途中の記憶がほとんどない。これは、おそらく寝ていたためと思われるが、しかし記憶が無くなるという体験が初めてだったので、とにかくびっくりしてしまった。

ものすごく落ち込んだ時(恋愛がらみとか)などは、決まって「いいちこ」を呑んだ。安いし、効率よく酔えるからコストパフォーマンスが良いのだ。先輩の家にいいちこを持って行って、これをひたすら氷で割ってのんでのんで潰れて、翌朝ふらふらしながら自宅に帰る、というのがしょっちゅうあった。
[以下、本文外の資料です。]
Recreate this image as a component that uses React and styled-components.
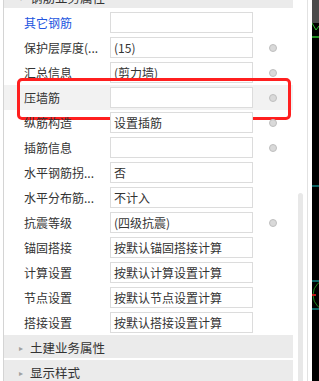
import React from "react";
import styled, { createGlobalStyle } from "styled-components";

const rows = [
  { label: "其它钢筋", value: "", link: true },
  { label: "保护层厚度(...", value: "(15)", dot: true },
  { label: "汇总信息", value: "(剪力墙)", dot: true },
  { label: "压墙筋", value: "", dot: true, active: true },
  { label: "纵筋构造", value: "设置插筋", dot: true },
  { label: "插筋信息", value: "", dot: true },
  { label: "水平钢筋拐...", value: "否" },
  { label: "水平分布筋...", value: "不计入" },
  { label: "抗震等级", value: "(四级抗震)", dot: true },
  { label: "锚固搭接", value: "按默认锚固搭接计算" },
  { label: "计算设置", value: "按默认计算设置计算" },
  { label: "节点设置", value: "按默认节点设置计算" },
  { label: "搭接设置", value: "按默认搭接设置计算" },
];

const App = () => {
  return (
    <>
      <GlobalStyle />
      <Page>
        <Panel>
          <Inner>
            <List>
              <GroupHeader>
                <Arrow>▾</Arrow>
                钢筋业务属性
              </GroupHeader>
              {rows.map((r) => (
                <Row key={r.label} active={r.active}>
                  <Label link={r.link}>{r.label}</Label>
                  <Field>{r.value}</Field>
                  <DotCell>{r.dot && <Dot />}</DotCell>
                  {r.active && <Highlight />}
                </Row>
              ))}
              <GroupHeader>
                <Arrow>▸</Arrow>
                土建业务属性
              </GroupHeader>
              <GroupHeader>
                <Arrow>▸</Arrow>
                显示样式
              </GroupHeader>
            </List>
            <ScrollTrack>
              <Thumb />
            </ScrollTrack>
          </Inner>
        </Panel>
        <Canvas>
          <svg width="7" height="381" viewBox="0 0 7 381">
            <rect x="0" y="0" width="7" height="381" fill="#000" />
            <rect x="0" y="0" width="7" height="23" fill="#4b4b4b" />
            <polyline points="0,23 4,30 7,26" fill="none" stroke="#2fbf2f" strokeWidth="1" />
            <line x1="0" y1="37" x2="7" y2="37" stroke="#2fbf2f" strokeWidth="1.5" />
            <line x1="0" y1="186" x2="7" y2="186" stroke="#19c6c6" strokeWidth="1" />
            <line x1="0" y1="281" x2="7" y2="281" stroke="#19c6c6" strokeWidth="1" />
            <circle cx="17" cy="295" r="16" fill="none" stroke="#1f8a1f" strokeWidth="1" />
            <line x1="0" y1="295" x2="4" y2="295" stroke="#c01818" strokeWidth="2" />
            <line x1="0" y1="309" x2="7" y2="309" stroke="#19c6c6" strokeWidth="1" />
          </svg>
        </Canvas>
      </Page>
    </>
  );
};

export default App;

const GlobalStyle = createGlobalStyle`
  body {
    margin: 0;
    background: #fff;
    font-family: "Noto Sans CJK SC", "Noto Sans", sans-serif;
  }
`;

const Page = styled.div`
  display: flex;
  width: 319px;
  height: 381px;
  overflow: hidden;
`;

const Panel = styled.div`
  width: 312px;
  padding-left: 3px;
  box-sizing: border-box;
  display: flex;
  background: #fff;
`;

const Inner = styled.div`
  flex: 1;
  display: flex;
  border-left: 1px solid #d4d4d4;
`;

const List = styled.div`
  width: 289px;
  margin-top: -15px;
`;

const GroupHeader = styled.div`
  height: 23px;
  margin-bottom: 2px;
  background: #ebebeb;
  display: flex;
  align-items: center;
  padding-top: 2px;
  box-sizing: border-box;
  font-size: 12.5px;
  color: #333;
`;

const Arrow = styled.span`
  width: 9px;
  margin-left: 15px;
  margin-right: 2px;
  font-size: 8px;
  color: #a0a0a0;
`;

const Row = styled.div`
  position: relative;
  height: 25px;
  display: flex;
  align-items: center;
  background: ${({ active }) => (active ? "#f2f2f2" : "transparent")};
`;

const Label = styled.div`
  width: 106px;
  flex-shrink: 0;
  padding-left: 20px;
  box-sizing: border-box;
  font-size: 12px;
  color: ${({ link }) => (link ? "#2255e0" : "#333")};
  white-space: nowrap;
  overflow: hidden;
`;

const Field = styled.div`
  width: 143px;
  height: 21px;
  flex-shrink: 0;
  box-sizing: border-box;
  border: 1px solid #dcdcdc;
  background: #fff;
  padding-left: 3px;
  font-size: 12px;
  line-height: 19px;
  color: #333;
  white-space: nowrap;
  overflow: hidden;
`;

const DotCell = styled.div`
  width: 40px;
  display: flex;
  justify-content: center;
`;

const Dot = styled.span`
  width: 8px;
  height: 8px;
  border-radius: 50%;
  box-sizing: border-box;
  background: #d9d9d9;
  border: 1px solid #bfbfbf;
`;

const Highlight = styled.div`
  position: absolute;
  left: 13px;
  top: -7px;
  width: 274px;
  height: 42px;
  box-sizing: border-box;
  border: 3px solid #ff1f1f;
  border-radius: 5px;
  pointer-events: none;
`;

const ScrollTrack = styled.div`
  width: 14px;
  border-right: 1px solid #e2e2e2;
  margin-right: 4px;
`;

const Thumb = styled.div`
  margin-top: 193px;
  margin-left: 5px;
  width: 5px;
  height: 200px;
  border-radius: 3px;
  background: #e8e8e8;
`;

const Canvas = styled.div`
  width: 7px;
  height: 381px;
  background: #000;
`;
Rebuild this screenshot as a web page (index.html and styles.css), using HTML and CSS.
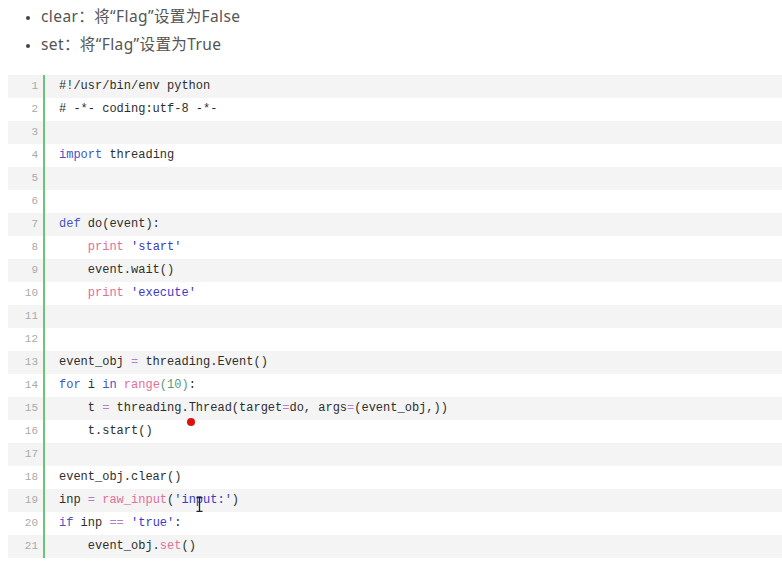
FILE: index.html
```html
<!DOCTYPE html>
<html lang="zh-CN">
<head>
    <meta charset="UTF-8">
    <meta name="viewport" content="width=device-width, initial-scale=1.0">
    <title>threading.Event</title>
    <link rel="stylesheet" href="styles.css">
</head>
<body>
    <ul class="notes">
        <li>clear：将“Flag”设置为False</li>
        <li>set：将“Flag”设置为True</li>
    </ul>

    <div class="code">
        <div class="row"><span class="num">1</span><span class="line">#!/usr/bin/env python</span></div>
        <div class="row"><span class="num">2</span><span class="line"># -*- coding:utf-8 -*-</span></div>
        <div class="row"><span class="num">3</span><span class="line"></span></div>
        <div class="row"><span class="num">4</span><span class="line"><span class="kw">import</span> threading</span></div>
        <div class="row"><span class="num">5</span><span class="line"></span></div>
        <div class="row"><span class="num">6</span><span class="line"></span></div>
        <div class="row"><span class="num">7</span><span class="line"><span class="kw">def</span> do(event):</span></div>
        <div class="row"><span class="num">8</span><span class="line">    <span class="fn">print</span> <span class="str">'start'</span></span></div>
        <div class="row"><span class="num">9</span><span class="line">    event.wait()</span></div>
        <div class="row"><span class="num">10</span><span class="line">    <span class="fn">print</span> <span class="str">'execute'</span></span></div>
        <div class="row"><span class="num">11</span><span class="line"></span></div>
        <div class="row"><span class="num">12</span><span class="line"></span></div>
        <div class="row"><span class="num">13</span><span class="line">event_obj <span class="op">=</span> threading.Event()</span></div>
        <div class="row"><span class="num">14</span><span class="line"><span class="kw">for</span> i <span class="kw">in</span> <span class="fn">range</span><span class="nb">(10)</span>:</span></div>
        <div class="row"><span class="num">15</span><span class="line">    t <span class="op">=</span> threading.Thread(target<span class="op">=</span>do, args<span class="op">=</span>(event_obj,))</span></div>
        <div class="row"><span class="num">16</span><span class="line">    t.start()</span></div>
        <div class="row"><span class="num">17</span><span class="line"></span></div>
        <div class="row"><span class="num">18</span><span class="line">event_obj.clear()</span></div>
        <div class="row"><span class="num">19</span><span class="line">inp <span class="op">=</span> <span class="fn">raw_input</span>(<span class="str">'input:'</span>)</span></div>
        <div class="row"><span class="num">20</span><span class="line"><span class="kw">if</span> inp <span class="op">==</span> <span class="str">'true'</span>:</span></div>
        <div class="row"><span class="num">21</span><span class="line">    event_obj.<span class="fn">set</span>()</span></div>

        <span class="dot"></span>
        <svg class="cursor" width="7" height="15" viewBox="0 0 7 15">
            <path d="M0.5 0.5h6M3.5 0.5v14M0.5 14.5h6" stroke="#222" stroke-width="1.3" fill="none"/>
        </svg>
    </div>
</body>
</html>
```

FILE: styles.css
```css
body {
    margin: 0;
    background: #ffffff;
    font-family: "Noto Sans", "Noto Sans CJK SC", sans-serif;
    color: #555555;
}

.notes {
    margin: 0;
    padding: 2px 0 0 41px;
    font-size: 15.5px;
    line-height: 28px;
    letter-spacing: 0.4px;
}

.notes li::marker {
    color: #444444;
    font-size: 12px;
}

.code {
    position: relative;
    margin: 17px 0 0 8px;
    font-family: "Liberation Mono", "DejaVu Sans Mono", monospace;
    font-size: 12px;
}

.row {
    display: flex;
    height: 23px;
    line-height: 23px;
}

.row:nth-child(odd) {
    background: #f4f4f4;
}

.num {
    width: 30px;
    padding-right: 5px;
    text-align: right;
    font-size: 11px;
    color: #aaaaaa;
}

.line {
    flex: 1;
    border-left: 2px solid #6cc47a;
    padding-left: 14px;
    white-space: pre;
    color: #2e2e2e;
}

.kw {
    color: #4455c0;
}

.fn {
    color: #e0709a;
}

.str {
    color: #3a3ac4;
}

.op {
    color: #b080c8;
}

.nb {
    color: #5a9a76;
}

.dot {
    position: absolute;
    left: 179px;
    top: 343px;
    width: 8px;
    height: 8px;
    border-radius: 50%;
    background: #e01010;
}

.cursor {
    position: absolute;
    left: 188px;
    top: 422px;
}
```
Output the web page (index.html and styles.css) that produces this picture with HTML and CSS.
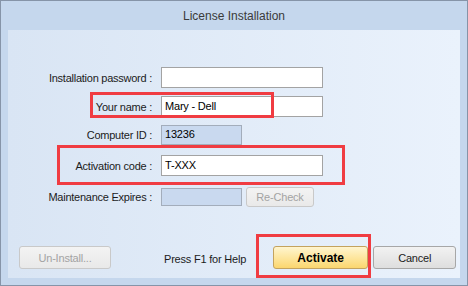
FILE: index.html
```html
<!DOCTYPE html>
<html>
<head>
<meta charset="utf-8">
<title>License Installation</title>
<link rel="stylesheet" href="styles.css">
</head>
<body>
<div class="window">
  <div class="titlebar">License Installation</div>
  <div class="panel">
    <div class="form">
      <div class="row r1">
        <div class="label">Installation password :</div>
        <div class="field"></div>
      </div>
      <div class="row r2">
        <div class="label">Your name :</div>
        <div class="field">Mary - Dell</div>
      </div>
      <div class="row r3">
        <div class="label">Computer ID :</div>
        <div class="field readonly short">13236</div>
      </div>
      <div class="row r4">
        <div class="label">Activation code :</div>
        <div class="field">T-XXX</div>
      </div>
      <div class="row r5">
        <div class="label">Maintenance Expires :</div>
        <div class="field readonly short small"></div>
        <div class="btn disabled recheck">Re-Check</div>
      </div>
    </div>
    <div class="bottom">
      <div class="btn disabled uninstall">Un-Install...</div>
      <div class="help">Press F1 for Help</div>
      <div class="btn primary activate">Activate</div>
      <div class="btn cancel">Cancel</div>
    </div>
    <div class="mark mark-name"></div>
    <div class="mark mark-code"></div>
    <div class="mark mark-activate"></div>
  </div>
</div>
</body>
</html>
```

FILE: styles.css
```css
html, body {
  margin: 0;
  padding: 0;
  background: #ffffff;
}

body {
  font-family: "Liberation Sans", Arial, sans-serif;
  font-size: 11px;
  color: #1b1b1b;
}

.window {
  width: 468px;
  height: 286px;
  box-sizing: border-box;
  border: 1px solid #8694a8;
  background: #c5d7ed;
  display: flex;
  flex-direction: column;
  padding: 0 7px;
}

.titlebar {
  height: 29px;
  line-height: 30px;
  text-align: center;
  font-size: 12px;
  color: #3a3a3a;
  flex: none;
}

.panel {
  position: relative;
  width: 452px;
  height: 248px;
  background: linear-gradient(to right, #d9e5f4, #eaf2fc);
  flex: none;
}

.form {
  padding-top: 37px;
  display: flex;
  flex-direction: column;
}

.row {
  display: flex;
  align-items: center;
  height: 21px;
}

.r2, .r3 { margin-top: 8px; }
.r3 { height: 20px; }
.r4 { margin-top: 10px; }
.r5 { margin-top: 11px; height: 20px; }

.label {
  width: 144px;
  margin-right: 9px;
  text-align: right;
  letter-spacing: -0.25px;
  white-space: nowrap;
}

.field {
  width: 162px;
  height: 21px;
  box-sizing: border-box;
  border: 1px solid #a3a3a3;
  background: #ffffff;
  padding: 0 3px;
  line-height: 18px;
  color: #000;
  letter-spacing: -0.2px;
}

.field.readonly {
  background: #c9d9ef;
  border-color: #a3adbb;
}

.field.short {
  width: 81px;
  height: 20px;
  line-height: 17px;
}

.field.small {
  height: 18px;
}

.btn {
  box-sizing: border-box;
  display: flex;
  align-items: center;
  justify-content: center;
  border: 1px solid #a7a7a7;
  border-radius: 3px;
  background: linear-gradient(#f2f2f2, #dedede);
  color: #1b1b1b;
  letter-spacing: -0.2px;
}

.btn.disabled {
  border-color: #c9c9c9;
  background: linear-gradient(#f3f3f3, #e9e9e9);
  color: #a3a3a3;
}

.recheck {
  width: 68px;
  height: 20px;
  margin-left: 4px;
}

.bottom {
  margin-top: 39px;
  display: flex;
  align-items: center;
  height: 23px;
}

.uninstall {
  width: 92px;
  height: 23px;
  margin-left: 11px;
}

.help {
  margin-left: 53px;
  padding-top: 3px;
  letter-spacing: -0.2px;
  white-space: nowrap;
}

.activate {
  width: 95px;
  height: 23px;
  margin-left: 27px;
  font-weight: bold;
  font-size: 12px;
  letter-spacing: 0;
  color: #000;
  border-color: #c4a35e;
  background: linear-gradient(#fff5cf, #fde59a 55%, #fbd66f);
}

.cancel {
  width: 83px;
  height: 23px;
  margin-left: 5px;
}

.mark {
  position: absolute;
  box-sizing: border-box;
  border: 3px solid #f03c42;
  pointer-events: none;
}

.mark-name {
  left: 82px;
  top: 62px;
  width: 184px;
  height: 26px;
}

.mark-code {
  left: 49px;
  top: 115px;
  width: 288px;
  height: 40px;
}

.mark-activate {
  left: 248px;
  top: 204px;
  width: 115px;
  height: 44px;
}
```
かわいい後輩だった、と思う。

さすがにそれ以来無茶な飲み方をしなくなり、記憶障害に陥る事もなくなった。そして、自由自在に嘔吐する訓練を積んだので、ある程度まできたら速攻で身体から抜きに行けるようにもなった。

今はもう、そんなバカ飲みする事はなくなったし、多分身体もついていかないと思う。若い頃しかできない飲み方というのが確かにあって、僕はそれを思う存分楽しんだ。んで、社会人になってそこそこ歳がいってからは、それなりの飲み方というのがあって、それも僕は愉しんでいる。だからきっと、うまく酒を愉しんでいるほうなんだと自分で思っている。

これからどんな酒をどういう風に愉しむようになるんだろうか?
酔っ払いも酔っ払うのもあまり好きではないんだが、酒は嗜好品の一つとして、これからも賢く嗜んでゆきたい。